Lors des premières parties, les bikers jouaient avec de vraies roses et de vrais crânes, mais cela rendait le jeu un peu trop facile, alors ils ont décidé de dessiner ces symboles sur des cartes afin de corser un peu le challenge.
Une fois un nombre annoncé, le joueur suivant n’a plus le choix : il doit parler, ou abandonner. Soit il augmente le nombre, soit il annonce que vous vous gourez royalement (on joue entre maîtres de la route, rappelons-le).
S’il annonce une valeur, le joueur suivant se retrouve devant les mêmes choix. Et ainsi de suite.
Lorsque quelqu’un à annoncer une erreur, attention, là la tension monte d’un cran, il faut réussir, ou périr.
Le joueur doit montrer autant de roses qu’il a annoncé sans montrer un seul crâne. Mais, il y a toujours un mais, il doit obligatoirement montrer toutes les cartes qu’il a posé devant lui.
S’il rate son coup, il perd l’une de ses cartes, au hasard. S’il réussit, il marque un point. Et comme il ne faut que deux points pour gagner (les bikers ne sont pas les personnes les plus patientes au monde, ils veulent des résultats rapides) autant dire que la tension est toujours forte lors des moments de révélation.
Un joueur pourrait toujours poser son crâne devant soi, rien que pour donner les nerfs aux autres. Mais en faisant ainsi, il ne peut pas gagner ! Eh oui. Il convient donc de penser, planifier, tromper ses ennemis, bluffer, stratégier, sentir le vent tourner, observer ses adversaires, pour remporter la partie.

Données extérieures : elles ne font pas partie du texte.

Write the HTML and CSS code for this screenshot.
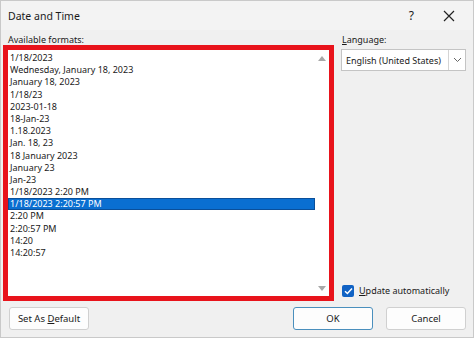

Skull and Roses est un très bon jeu, qui a le mérite de s’appuyer sur des mécanismes tellement simples que même les non-joueurs accrochent facilement à une partie.
Les parties sont rapides, l’ambiance omniprésente ne descend pas, et... non, rien à dire de plus, c’est un bon jeu, qui plait facilement, on y rejoue avec plaisir, et il ne présente pas vraiment de mauvais points.
Il existe une extension qui rajoute d'autres decks de jeu, mais les règles restent les mêmes. Deux versions du même jeu donc. Les images présentées ici ne proviennent que de la version noire, celle des hommes, des vrais.